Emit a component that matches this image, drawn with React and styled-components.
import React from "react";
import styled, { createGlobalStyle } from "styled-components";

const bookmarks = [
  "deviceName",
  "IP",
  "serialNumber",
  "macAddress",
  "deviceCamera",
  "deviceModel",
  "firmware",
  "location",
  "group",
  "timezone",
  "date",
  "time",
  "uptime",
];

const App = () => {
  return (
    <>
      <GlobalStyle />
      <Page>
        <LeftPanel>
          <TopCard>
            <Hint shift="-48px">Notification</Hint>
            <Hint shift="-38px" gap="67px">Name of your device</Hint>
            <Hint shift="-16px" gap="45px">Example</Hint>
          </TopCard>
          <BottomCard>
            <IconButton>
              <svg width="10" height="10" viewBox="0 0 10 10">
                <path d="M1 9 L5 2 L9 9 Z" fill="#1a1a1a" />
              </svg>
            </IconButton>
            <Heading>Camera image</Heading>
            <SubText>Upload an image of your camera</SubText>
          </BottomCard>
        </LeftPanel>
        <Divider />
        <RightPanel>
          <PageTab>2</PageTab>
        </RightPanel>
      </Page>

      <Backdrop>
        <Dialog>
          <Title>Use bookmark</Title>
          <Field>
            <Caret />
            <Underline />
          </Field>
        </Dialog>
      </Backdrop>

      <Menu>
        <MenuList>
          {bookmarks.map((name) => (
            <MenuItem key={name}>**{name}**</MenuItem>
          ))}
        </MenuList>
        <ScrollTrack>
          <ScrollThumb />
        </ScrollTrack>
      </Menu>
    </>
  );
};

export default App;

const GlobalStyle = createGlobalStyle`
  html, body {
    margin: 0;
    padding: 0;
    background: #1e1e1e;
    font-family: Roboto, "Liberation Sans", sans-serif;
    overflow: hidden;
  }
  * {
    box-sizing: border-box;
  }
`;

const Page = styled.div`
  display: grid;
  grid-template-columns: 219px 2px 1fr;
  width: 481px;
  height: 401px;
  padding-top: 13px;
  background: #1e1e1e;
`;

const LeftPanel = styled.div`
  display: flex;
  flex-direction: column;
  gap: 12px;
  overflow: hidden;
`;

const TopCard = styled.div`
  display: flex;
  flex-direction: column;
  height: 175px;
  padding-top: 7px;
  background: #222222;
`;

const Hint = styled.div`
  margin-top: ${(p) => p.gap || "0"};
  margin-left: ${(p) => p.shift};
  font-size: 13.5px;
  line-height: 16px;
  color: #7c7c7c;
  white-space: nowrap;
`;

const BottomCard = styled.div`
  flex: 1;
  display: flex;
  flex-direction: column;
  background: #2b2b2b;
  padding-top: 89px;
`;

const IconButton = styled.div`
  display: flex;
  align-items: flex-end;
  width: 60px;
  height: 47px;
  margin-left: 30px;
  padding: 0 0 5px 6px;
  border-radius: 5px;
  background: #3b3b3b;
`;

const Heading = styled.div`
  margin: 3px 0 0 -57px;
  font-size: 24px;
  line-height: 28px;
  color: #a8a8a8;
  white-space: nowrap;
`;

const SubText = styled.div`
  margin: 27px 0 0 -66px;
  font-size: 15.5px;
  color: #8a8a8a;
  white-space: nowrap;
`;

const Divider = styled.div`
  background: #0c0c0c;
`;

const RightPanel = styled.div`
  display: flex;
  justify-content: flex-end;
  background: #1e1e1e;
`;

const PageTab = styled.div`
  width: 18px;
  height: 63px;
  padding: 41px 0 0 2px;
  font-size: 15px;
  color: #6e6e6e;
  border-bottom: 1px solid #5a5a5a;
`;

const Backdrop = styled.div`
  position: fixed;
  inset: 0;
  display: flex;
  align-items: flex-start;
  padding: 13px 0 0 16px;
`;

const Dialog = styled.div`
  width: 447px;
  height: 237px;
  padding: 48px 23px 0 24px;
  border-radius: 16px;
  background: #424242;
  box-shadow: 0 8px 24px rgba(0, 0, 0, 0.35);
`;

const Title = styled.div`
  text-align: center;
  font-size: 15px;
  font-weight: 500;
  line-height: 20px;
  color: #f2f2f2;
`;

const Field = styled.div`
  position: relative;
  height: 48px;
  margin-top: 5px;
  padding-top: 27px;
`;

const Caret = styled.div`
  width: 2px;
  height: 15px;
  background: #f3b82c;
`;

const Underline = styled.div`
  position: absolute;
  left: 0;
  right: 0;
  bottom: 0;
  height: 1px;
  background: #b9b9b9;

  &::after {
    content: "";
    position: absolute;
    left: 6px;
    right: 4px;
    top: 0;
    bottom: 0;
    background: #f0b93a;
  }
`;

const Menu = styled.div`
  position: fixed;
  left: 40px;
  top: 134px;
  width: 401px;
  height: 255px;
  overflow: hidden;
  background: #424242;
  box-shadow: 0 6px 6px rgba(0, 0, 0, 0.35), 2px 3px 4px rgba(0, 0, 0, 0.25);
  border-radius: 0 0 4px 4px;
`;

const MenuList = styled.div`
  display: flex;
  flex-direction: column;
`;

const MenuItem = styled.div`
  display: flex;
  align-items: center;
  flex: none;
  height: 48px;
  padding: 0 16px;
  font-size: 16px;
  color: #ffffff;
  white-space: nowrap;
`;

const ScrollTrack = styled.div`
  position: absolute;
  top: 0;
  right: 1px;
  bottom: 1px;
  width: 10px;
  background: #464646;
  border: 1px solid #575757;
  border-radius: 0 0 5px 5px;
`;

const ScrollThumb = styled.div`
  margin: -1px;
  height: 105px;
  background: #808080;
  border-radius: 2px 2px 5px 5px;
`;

...

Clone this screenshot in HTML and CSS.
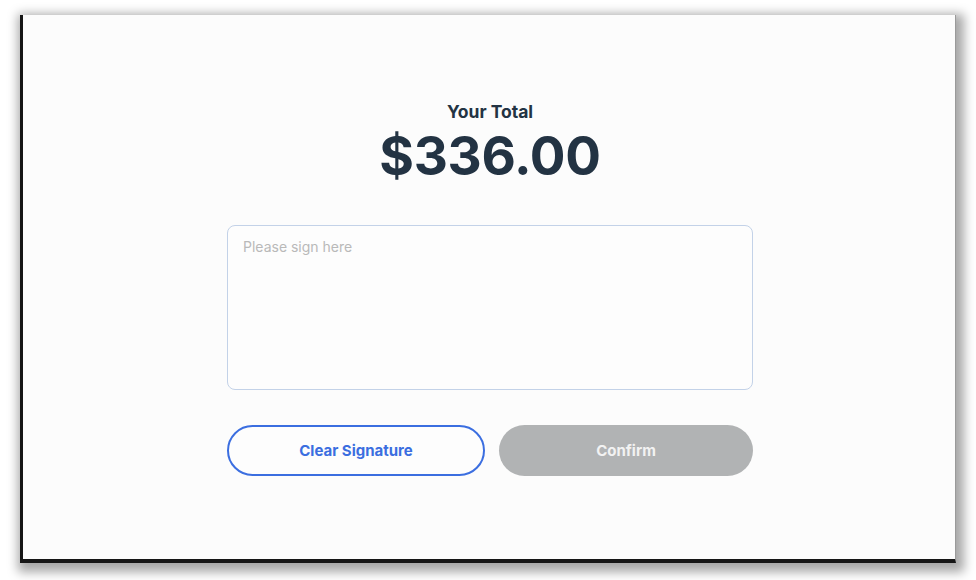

- TASK DETAILS: Pull out each line of the records holding the string "components".

- RESULT OF THIS EXERCISE:
Emit a component that matches this image, drawn with React and styled-components.
import styled, { createGlobalStyle } from "styled-components";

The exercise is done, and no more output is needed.